Due Process Considerations
The court then turned to the due process implications of exercising personal jurisdiction over the Jorgensen defendants. It explained that due process is satisfied when a defendant purposefully avails themselves of the privilege of conducting activities within the forum state. The court emphasized that the Jorgensen defendants had engaged in business activities with a New York company, which invoked the benefits of New York's laws. The actions taken by Dexter Jorgensen in furtherance of the contract, such as coordinating the collection and alleged redistribution of expired products, were significant in establishing this purposeful availment. Additionally, the court found that asserting jurisdiction over the individual defendants did not offend traditional notions of fair play and substantial justice. Thus, the court concluded that the exercise of jurisdiction was consistent with due process principles, allowing the claims against the Jorgensen defendants to proceed.
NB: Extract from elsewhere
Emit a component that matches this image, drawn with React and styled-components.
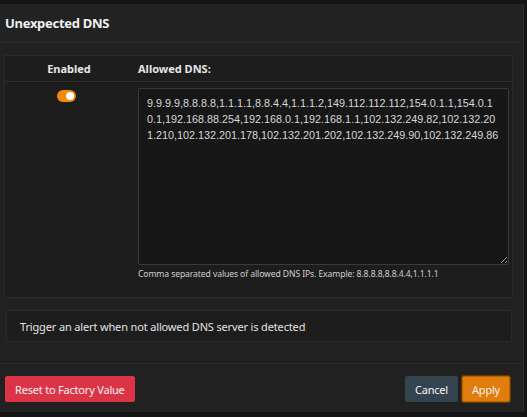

Reasoning for Denying Motion to Dismiss for Failure to State a Claim
In addressing the Jorgensen defendants' motion to dismiss for failure to state a claim, the court reiterated that it must accept the factual allegations in the complaint as true. It acknowledged that the plaintiff had sufficiently alleged a joint venture among the defendants, which provided a basis for liability under New York law. The court found that the complaint outlined the roles and actions of each defendant within the joint venture, thus supporting the claims against them. Furthermore, the court noted that the alleged conspiracy to redistribute the expired vitaminwater products into New York was adequately detailed, providing a plausible basis for liability. The court determined that the allegations were sufficient to meet the plausibility standard established by the U.S. Supreme Court in Twombly and Iqbal. Therefore, the court denied the motion to dismiss concerning the claims against Noreen, Warren, and Ben Baldwin, allowing the case to continue on those grounds.
Dismissal of Intentional Interference with Contract Claim
The court also examined Count VII of the plaintiff's complaint, which asserted a claim for intentional interference with a contract. The court outlined the elements required to prove such a claim under New York law, including the existence of a valid contract and the defendant's knowledge of that contract. Upon review, the court found that the plaintiff had failed to adequately allege that the defendants were aware of the specific exclusive contracts with other resellers. Without sufficient factual support regarding the defendants' knowledge and intent to interfere with those contracts, the court concluded that the claim could not stand. As a result, the court dismissed Count VII but granted the plaintiff leave to replead the claim if sufficient facts could be provided to support the missing elements. This dismissal underscored the importance of specific factual allegations in establishing claims of intentional interference.